The impact on retention is tangible. Those who’ve enrolled for training on Genome, said Mehta, are twice as likely to stay with the company as those who have not.  

By early 2023, Genome had exponentially boosted learning at Genpact. But there remained a bottleneck – the number of master gurus. That’s where generative AI came in. 

In July, the Genome team rolled out a chatbot called AI Guru, a digital twin of all the gurus collectively, powered by OpenAI’s GPT-3.5 via Azure OpenAI Service, available around the clock. Trained on three years’ worth of course content and questions and answers from the company’s intranet hosted on Microsoft SharePoint, AI Guru is now available to several thousand senior learners globally. 

“Today it’s a learning companion,” said Prashant Shukla, who heads learning and content management for Genome. “The next step is guiding people on skills they should be learning. In future, we look at this as a coach for specific roles.
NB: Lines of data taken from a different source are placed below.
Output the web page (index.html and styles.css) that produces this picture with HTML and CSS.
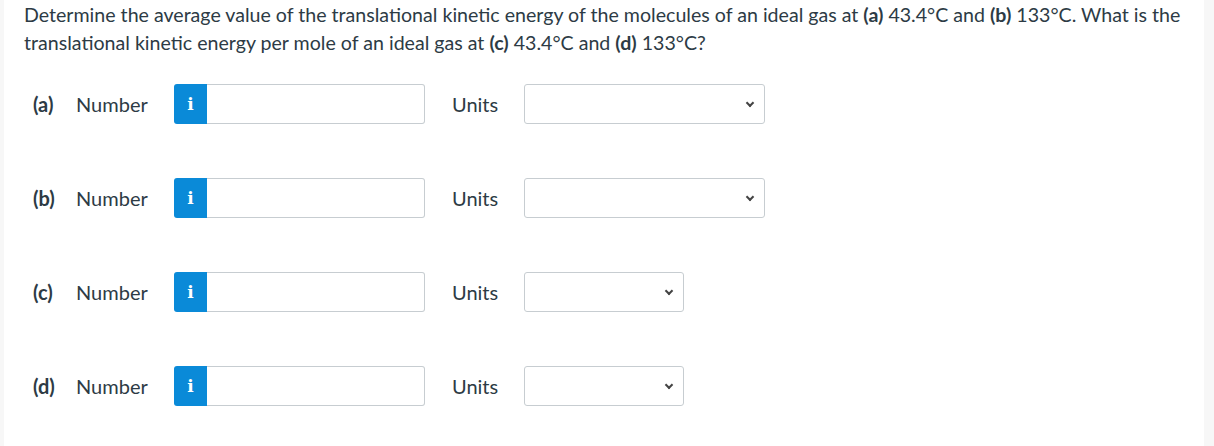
FILE: index.html
```html
<!DOCTYPE html>
<html>
<head>
    <meta charset="utf-8">
    <title>Question</title>
    <link rel="stylesheet" href="styles.css">
</head>
<body>
    <div class="question">
        <p class="prompt">
            Determine the average value of the translational kinetic energy of the molecules of an ideal gas at <b>(a)</b> 43.4°C and <b>(b)</b> 133°C. What is the translational kinetic energy per mole of an ideal gas at <b>(c)</b> 43.4°C and <b>(d)</b> 133°C?
        </p>

        <div class="answer-row">
            <span class="part">(a)</span>
            <span class="label">Number</span>
            <div class="number-field">
                <span class="info-btn">i</span>
                <input type="text" class="number-input">
            </div>
            <span class="units-label">Units</span>
            <div class="select-box"><span class="chevron"></span></div>
        </div>

        <div class="answer-row">
            <span class="part">(b)</span>
            <span class="label">Number</span>
            <div class="number-field">
                <span class="info-btn">i</span>
                <input type="text" class="number-input">
            </div>
            <span class="units-label">Units</span>
            <div class="select-box"><span class="chevron"></span></div>
        </div>

        <div class="answer-row">
            <span class="part">(c)</span>
            <span class="label">Number</span>
            <div class="number-field">
                <span class="info-btn">i</span>
                <input type="text" class="number-input">
            </div>
            <span class="units-label">Units</span>
            <div class="select-box narrow"><span class="chevron"></span></div>
        </div>

        <div class="answer-row">
            <span class="part">(d)</span>
            <span class="label">Number</span>
            <div class="number-field">
                <span class="info-btn">i</span>
                <input type="text" class="number-input">
            </div>
            <span class="units-label">Units</span>
            <div class="select-box narrow"><span class="chevron"></span></div>
        </div>
    </div>
</body>
</html>
```

FILE: styles.css
```css
:root {
    --text-color: #2d3b45;
    --border-color: #c7cdd1;
    --info-blue: #0a8ad8;
}

* {
    box-sizing: border-box;
}

body {
    margin: 0;
    background: #f7f7f7;
    font-family: Lato, 'Liberation Sans', sans-serif;
    color: var(--text-color);
}

.question {
    margin-left: 4px;
    width: 1200px;
    height: 446px;
    background: #ffffff;
    padding: 1px 20px 0 20px;
}

.prompt {
    margin: 0 0 27px 0;
    font-size: 19.6px;
    line-height: 28px;
}

.answer-row {
    display: flex;
    align-items: center;
    height: 40px;
    margin-bottom: 54px;
    font-size: 20px;
}

.answer-row:last-child {
    margin-bottom: 0;
}

.part {
    font-weight: 700;
    margin-left: 9px;
    width: 43px;
}

.label {
    width: 98px;
}

.number-field {
    display: flex;
    height: 40px;
}

.info-btn {
    width: 33px;
    height: 40px;
    background: var(--info-blue);
    color: #fff;
    border-radius: 3px 0 0 3px;
    display: flex;
    align-items: center;
    justify-content: center;
    font-family: 'DejaVu Serif', serif;
    font-weight: 700;
    font-size: 17px;
}

.number-input {
    width: 218px;
    height: 40px;
    border: 1px solid var(--border-color);
    border-left: none;
    border-radius: 0 3px 3px 0;
    margin: 0;
    padding: 0 8px;
}

.units-label {
    margin-left: 27px;
    width: 72px;
}

.select-box {
    position: relative;
    width: 241px;
    height: 40px;
    border: 1px solid var(--border-color);
    border-radius: 3px;
}

.select-box.narrow {
    width: 160px;
}

.chevron {
    position: absolute;
    right: 11px;
    top: 15px;
    width: 6px;
    height: 6px;
    border-right: 2px solid #444;
    border-bottom: 2px solid #444;
    transform: rotate(45deg);
}
```
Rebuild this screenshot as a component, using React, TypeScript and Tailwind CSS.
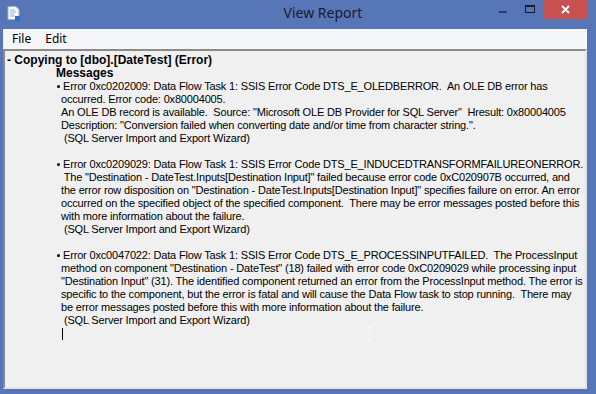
import React from "react";

const B1 = [
  "Error 0xc0202009: Data Flow Task 1: SSIS Error Code DTS_E_OLEDBERROR.  An OLE DB error has",
  "occurred. Error code: 0x80004005.",
  "An OLE DB record is available.  Source: \"Microsoft OLE DB Provider for SQL Server\"  Hresult: 0x80004005",
  "Description: \"Conversion failed when converting date and/or time from character string.\".",
  " (SQL Server Import and Export Wizard)",
];
const B2 = [
  "Error 0xc0209029: Data Flow Task 1: SSIS Error Code DTS_E_INDUCEDTRANSFORMFAILUREONERROR.",
  " The \"Destination - DateTest.Inputs[Destination Input]\" failed because error code 0xC020907B occurred, and",
  "the error row disposition on \"Destination - DateTest.Inputs[Destination Input]\" specifies failure on error. An error",
  "occurred on the specified object of the specified component.  There may be error messages posted before this",
  "with more information about the failure.",
  " (SQL Server Import and Export Wizard)",
];
const B3 = [
  "Error 0xc0047022: Data Flow Task 1: SSIS Error Code DTS_E_PROCESSINPUTFAILED.  The ProcessInput",
  "method on component \"Destination - DateTest\" (18) failed with error code 0xC0209029 while processing input",
  "\"Destination Input\" (31). The identified component returned an error from the ProcessInput method. The error is",
  "specific to the component, but the error is fatal and will cause the Data Flow task to stop running.  There may",
  "be error messages posted before this with more information about the failure.",
  " (SQL Server Import and Export Wizard)",
];

function Block({ lines }: { lines: string[] }) {
  return (
    <div className="flex flex-col">
      {lines.map((l, i) => (
        <div key={i} className="h-[13px] leading-[13px] whitespace-pre flex items-center">
          {i === 0 ? (
            <>
              <span className="w-[7px] pl-[1px] flex items-center">
                <span className="block w-[3px] h-[3px] rounded-full bg-black" />
              </span>
              <span>{l}</span>
            </>
          ) : (
            <span className="pl-[5px]">{l}</span>
          )}
        </div>
      ))}
    </div>
  );
}

export default function App() {
  return (
    <div
      className="w-[596px] h-[394px] bg-[#5776b8] flex flex-col overflow-hidden"
      style={{ fontFamily: "'Liberation Sans', Arial, sans-serif" }}
    >
      {/* Title bar */}
      <div className="h-[29px] relative flex items-center justify-center">
        <svg className="absolute left-[7px] top-[6px]" width="14" height="15" viewBox="0 0 14 15">
          <path d="M1 0.5h8l3 3v10h-11z" fill="#f4f7fb" stroke="#9db1cf" />
          <path d="M3 4h5M3 6h6M3 8h4M3 10h5" stroke="#8fa6c8" strokeWidth="0.8" />
          <rect x="8" y="10" width="5" height="5" fill="#2e6fd1" />
        </svg>
        <span
          className="text-[14px] text-[#1b1b2b] pl-[50px] mt-[-5px]"
          style={{ fontFamily: "'Noto Sans', 'Open Sans', sans-serif" }}
        >
          View Report
        </span>
        <div className="absolute left-[499px] top-[11px] w-[8px] h-[2px] bg-[#2c3e66]" />
        <div className="absolute left-[525px] top-[5px] w-[10px] h-[8px] border border-[#1c1c1c] border-t-2" />
        <div className="absolute left-[543px] top-0 w-[45px] h-[19px] bg-[#c75050] flex items-center justify-center">
          <svg width="9" height="9" viewBox="0 0 9 9">
            <path d="M1 1L8 8M8 1L1 8" stroke="#fff" strokeWidth="1.8" />
          </svg>
        </div>
      </div>

      {/* Body */}
      <div className="flex-1 flex flex-col pl-[3px] pr-[9px] pb-[5px]">
        <div
          className="h-[20px] bg-[#f5f6f7] flex items-center gap-[14px] pl-[9px] text-[12px] text-black"
          style={{ fontFamily: "'Noto Sans', 'Open Sans', sans-serif" }}
        >
          <span>File</span>
          <span>Edit</span>
        </div>
        <div className="relative flex-1 bg-[#f0f0f0] border-2 border-t-[#8a8a8a] border-l-[#8a8a8a] border-b-[#e3e3e3] border-r-[#e3e3e3] text-[11px] text-black pt-[3px] pl-[2px] overflow-hidden">
          <div className="font-bold h-[13px] leading-[13px] whitespace-pre text-[12px]">- Copying to [dbo].[DateTest] (Error)</div>
          <div className="pl-[49px] flex flex-col tracking-[-0.17px]">
            <div className="font-bold h-[13px] leading-[13px] text-[12px] tracking-normal">Messages</div>
            <div className="flex flex-col gap-[13px]">
              <Block lines={B1} />
              <Block lines={B2} />
              <Block lines={B3} />
            </div>
            <div className="h-[13px] pl-[6px] flex items-center">
              <div className="w-[1px] h-[12px] bg-black" />
            </div>
          </div>
          {/* faint mouse I-beam */}
          <svg className="absolute left-[361px] top-[276px]" width="7" height="14" viewBox="0 0 7 14">
            <path d="M1 0.5h5M3.5 0.5v13M1 13.5h5" stroke="#fafafa" strokeWidth="1" />
          </svg>
        </div>
      </div>
    </div>
  );
}
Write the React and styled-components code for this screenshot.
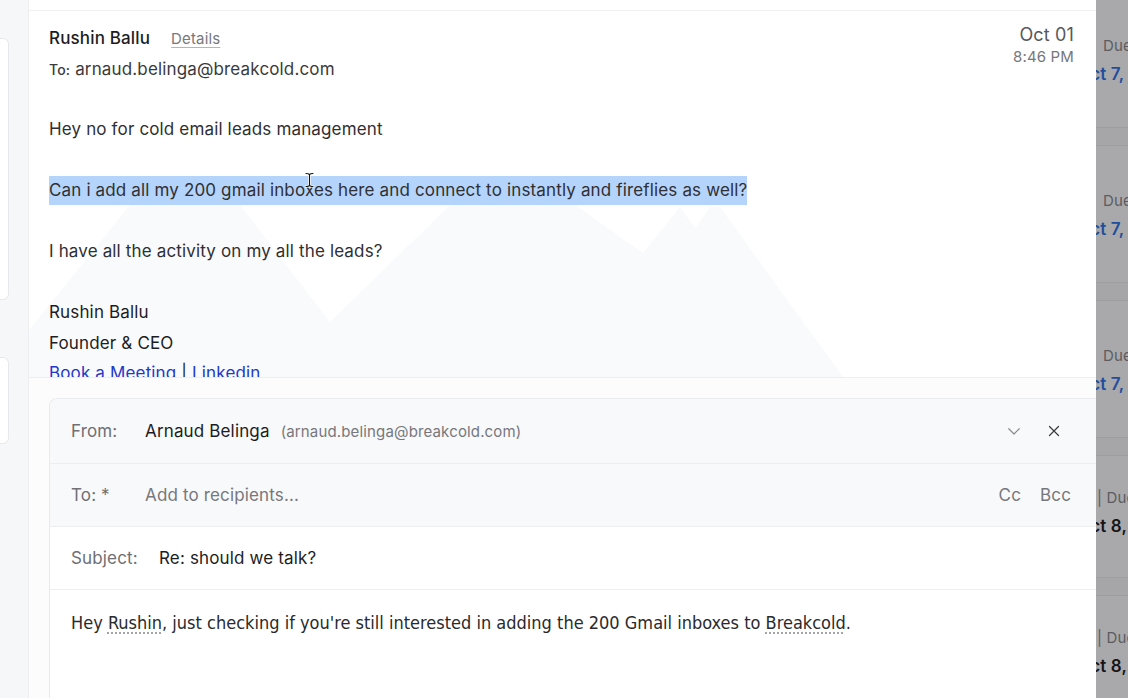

For a first-time manager who needs constant coaching – they can talk to it.” 

As of mid-September, 400 people had asked AI Guru 1,500 questions, including Kumar’s on how to more effectively manage his team.  

“This has actually given time back to everyone,” said Crina Ilie, who leads Genpact human resources for EMEA, based in Bucharest, and is a Master Guru for People Leadership. “It used to take 15 to 20 minutes to compose a response to a forum question. Now it’s instant.” 

Ilie, who has been involved in the design of Genome from the beginning, is enthusiastic about the technology but clear that human interaction is still important. There are some things AI Guru cannot replace. 

“As much as we love technology, we are still human beings,” she said. “It’s good to experience some cohort learning and building leadership is easy when sharing the same space, time, food and drink. I think, you know, this is priceless.” 

And as much as AI Guru can do the work of real-life gurus, she noted, it can only disseminate what’s already known. It cannot, for example, divine the future of work. 

That will still require humans to figure out.